In materia di protezione internazionale questa Corte ha da tempo chiarito nel senso che la valutazione in ordine alla credibilità soggettiva del racconto del cittadino straniero costituisce un apprezzamento di fatto rimesso al giudice del merito, il quale deve stimare se le dichiarazioni del ricorrente siano coerenti e plausibili, in forza della griglia valutativa di cui al D.Lgs. n. 251 del 2007, art. 3, comma 5, lett. c).
L’apprezzamento, di fatto, risulta censurabile in cassazione solo ai sensi dell’art. 360 c.p.c., comma 1, n. 5 come omesso esame circa un fatto decisivo per il giudizio che è stato oggetto di discussione tra le parti, come mancanza assoluta della motivazione, come motivazione apparente, come motivazione perplessa ed obiettivamente incomprensibile, dovendosi escludere la rilevanza della mera insufficienza di motivazione e l’ammissibilità della prospettazione di una diversa lettura ed interpretazione delle dichiarazioni rilasciate dal richiedente, trattandosi di censura attinente al merito (Cass. 05/02/2019 n. 3340). Sempre questa Corte (Cass. 27503/2018) ha precisato che ” l’attenuazione dell’onere probatorio a carico del richiedente non esclude l’onere di compiere ogni ragionevole sforzo per circostanziare la domanda D.Lgs. n. 251 del 2007, ex art. 3, comma 5, lett. a) essendo possibile solo in tal caso considerare “veritieri” i fatti narrati”, cosicchè “la valutazione di non credibilità del racconto, costituisce un apprezzamento di fatto rimesso al giudice del merito il quale deve valutare se le dichiarazioni del richiedente siano coerenti e plausibili, D.Lgs. n. 251 del 2007, ex art. 3, comma 5, lett. c) ma pur sempre a fronte di dichiarazioni sufficientemente specifiche e circostanziate”.
Sull’indicata premessa, la valutazione sul punto svolta dai giudici di merito si sottrae a sindacato di questa Corte, avendo i primi ritenuto non credibile il racconto, in relazione alle pretese minacce subite anche per contraddizioni correlate alle diverse versioni fornite dal richiedente ed alle lacune nella vicenda narrata; nè il ricorrente spiega efficacemente perchè le lacune e contraddizioni specificate dal Tribunale verterebbero su aspetti secondari ed irrilevanti.

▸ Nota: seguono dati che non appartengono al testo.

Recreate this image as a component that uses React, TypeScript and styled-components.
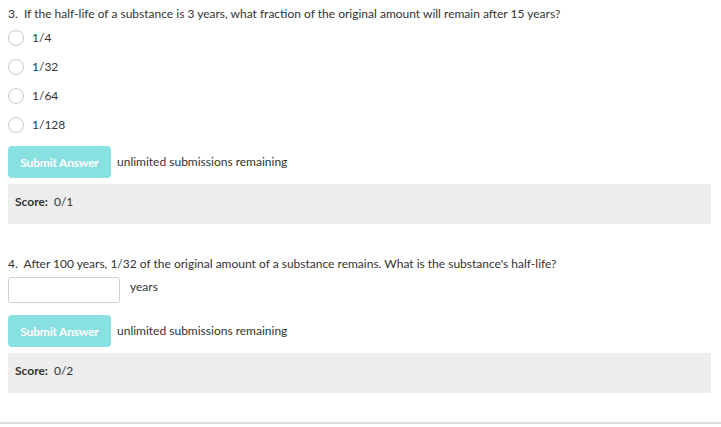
import React from "react";
import styled, { createGlobalStyle } from "styled-components";

const Global = createGlobalStyle`
  html, body { margin: 0; padding: 0; background: #fff; }
  body { font-family: Lato, "Open Sans", Arial, sans-serif; font-size: 12px; color: #333; }
  * { box-sizing: border-box; }
`;

const Page = styled.div`
  width: 721px;
  padding: 6px 10px 29px 8px;
  border-bottom: 2px solid #dedede;
`;

const Question = styled.section<{ $gapTop?: number }>`
  display: flex;
  flex-direction: column;
  margin-top: ${(p) => p.$gapTop ?? 0}px;
`;

const Prompt = styled.div`
  line-height: 16px;
  height: 16px;
  white-space: nowrap;
`;

const Options = styled.ul`
  list-style: none;
  margin: 1px 0 0;
  padding: 0;
  display: flex;
  flex-direction: column;
`;

const Option = styled.li`
  height: 29px;
  display: flex;
  align-items: center;
  gap: 8px;
`;

const Radio = styled.span`
  width: 16px;
  height: 16px;
  border-radius: 50%;
  border: 1px solid #c9c9c9;
  background: #fff;
  flex: none;
`;

const OptionLabel = styled.span`
  line-height: 16px;
`;

const SubmitRow = styled.div<{ $top: number }>`
  display: flex;
  align-items: center;
  gap: 6px;
  margin-top: ${(p) => p.$top}px;
`;

const SubmitButton = styled.button`
  height: 32px;
  width: 103px;
  padding: 0;
  border: none;
  border-radius: 4px;
  background: #89e0e0;
  color: #fff;
  font-family: inherit;
  font-size: 12px;
  font-weight: 700;
  letter-spacing: -0.2px;
`;

const Remaining = styled.span`
  line-height: 16px;
`;

const ScoreBox = styled.div`
  margin-top: 6px;
  height: 40px;
  background: #ededed;
  padding: 10px 7px;
  display: flex;
  gap: 6px;
  line-height: 16px;
`;

const ScoreLabel = styled.span`
  font-weight: 700;
`;

const AnswerRow = styled.div`
  display: flex;
  gap: 10px;
  margin-top: 5px;
`;

const AnswerInput = styled.input`
  width: 112px;
  height: 26px;
  border: 1px solid #cfcfcf;
  border-radius: 3px;
  background: #fff;
  font-family: inherit;
  font-size: 12px;
  padding: 0 6px;
  outline: none;
`;

const Unit = styled.span`
  line-height: 16px;
  margin-top: 2px;
`;

const options = ["1/4", "1/32", "1/64", "1/128"];

export default function App() {
  return (
    <>
      <Global />
      <Page>
        <Question>
          <Prompt>
            3.&nbsp; If the half-life of a substance is 3 years, what fraction of the original amount will remain after 15 years?
          </Prompt>
          <Options>
            {options.map((o) => (
              <Option key={o}>
                <Radio />
                <OptionLabel>{o}</OptionLabel>
              </Option>
            ))}
          </Options>
          <SubmitRow $top={7}>
            <SubmitButton>Submit Answer</SubmitButton>
            <Remaining>unlimited submissions remaining</Remaining>
          </SubmitRow>
          <ScoreBox>
            <ScoreLabel>Score:</ScoreLabel>
            <span>0/1</span>
          </ScoreBox>
        </Question>
        <Question $gapTop={32}>
          <Prompt>
            4.&nbsp; After 100 years, 1/32 of the original amount of a substance remains. What is the substance's half-life?
          </Prompt>
          <AnswerRow>
            <AnswerInput type="text" />
            <Unit>years</Unit>
          </AnswerRow>
          <SubmitRow $top={12}>
            <SubmitButton>Submit Answer</SubmitButton>
            <Remaining>unlimited submissions remaining</Remaining>
          </SubmitRow>
          <ScoreBox>
            <ScoreLabel>Score:</ScoreLabel>
            <span>0/2</span>
          </ScoreBox>
        </Question>
      </Page>
    </>
  );
}
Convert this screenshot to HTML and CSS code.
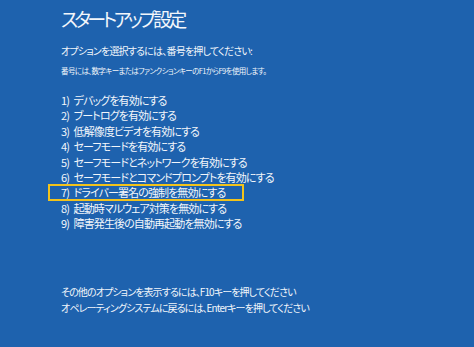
FILE: index.html
```html
<!DOCTYPE html>
<html lang="ja">
<head>
  <meta charset="UTF-8">
  <meta name="viewport" content="width=device-width, initial-scale=1.0">
  <title>スタートアップ設定</title>
  <link rel="stylesheet" href="styles.css">
</head>
<body>
  <div class="screen">
    <h1 class="title">スタートアップ設定</h1>
    <p class="prompt">オプションを選択するには、番号を押してください:</p>
    <p class="note">番号には、数字キーまたはファンクションキーのF1からF9を使用します。</p>

    <ul class="options">
      <li>1) デバッグを有効にする</li>
      <li>2) ブートログを有効にする</li>
      <li>3) 低解像度ビデオを有効にする</li>
      <li>4) セーフモードを有効にする</li>
      <li>5) セーフモードとネットワークを有効にする</li>
      <li>6) セーフモードとコマンドプロンプトを有効にする</li>
      <li class="selected">7) ドライバー署名の強制を無効にする</li>
      <li>8) 起動時マルウェア対策を無効にする</li>
      <li>9) 障害発生後の自動再起動を無効にする</li>
    </ul>

    <div class="footer">
      <p>その他のオプションを表示するには、F10キーを押してください</p>
      <p>オペレーティングシステムに戻るには、Enterキーを押してください</p>
    </div>
  </div>
</body>
</html>
```

FILE: styles.css
```css
body {
  margin: 0;
  background-color: #1e62ae;
  font-family: "Noto Sans CJK JP", "Noto Sans", sans-serif;
  font-feature-settings: "palt" 1;
  color: #f2f6fb;
}

.screen {
  height: 347px;
  padding: 0 0 0 61px;
  box-sizing: border-box;
  display: flex;
  flex-direction: column;
}

.title {
  margin: 7px 0 0;
  font-size: 19px;
  font-weight: normal;
  line-height: 24px;
  letter-spacing: -3.6px;
}

.prompt {
  margin: 13px 0 0;
  font-size: 10px;
  line-height: 14px;
  letter-spacing: -0.8px;
}

.note {
  margin: 8px 0 0;
  font-size: 7.5px;
  line-height: 10px;
  letter-spacing: -0.6px;
}

.options {
  list-style: none;
  margin: 17px 0 0;
  padding: 0;
  font-size: 11px;
  line-height: 15.4px;
  letter-spacing: -0.9px;
  word-spacing: 3px;
}

.options li {
  position: relative;
}

.selected::before {
  content: "";
  position: absolute;
  left: -13px;
  top: -1px;
  width: 192px;
  height: 13px;
  border: 2px solid #f2c31c;
}

.footer {
  margin-top: 52px;
  font-size: 10px;
  line-height: 16px;
  letter-spacing: -0.9px;
}

.footer p {
  margin: 0;
}
```
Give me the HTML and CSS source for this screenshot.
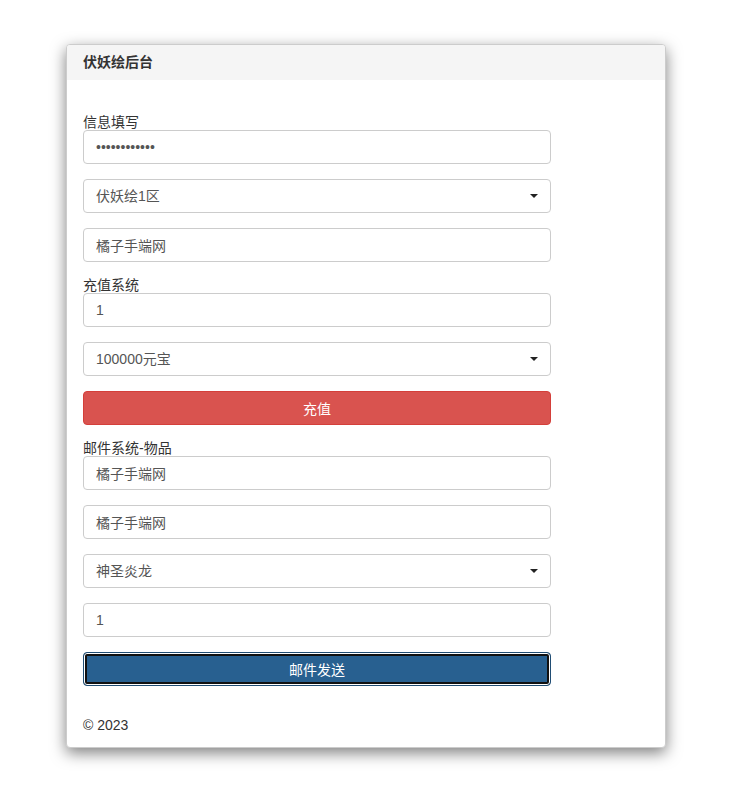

3. Per tutto quanto sopra esposto, va dichiarato inammissibile il ricorso.
Le spese, liquidate come in dispositivo, seguono la soccombenza. Essendo stata la parte ammessa al patrocinio a spese dello Stato non si applica il D.P.R. 30 maggio 2002, n. 115, art. 13, comma 1 quater.
P.Q.M.
La Corte dichiara inammissibile il ricorso; condanna il ricorrente al rimborso delle spese processuali del presente giudizio di legittimità, liquidate in complessivi Euro 2.100,00, a titolo di compensi, oltre spese prenotate a debito.
Così deciso in Roma, il 9 luglio 2019.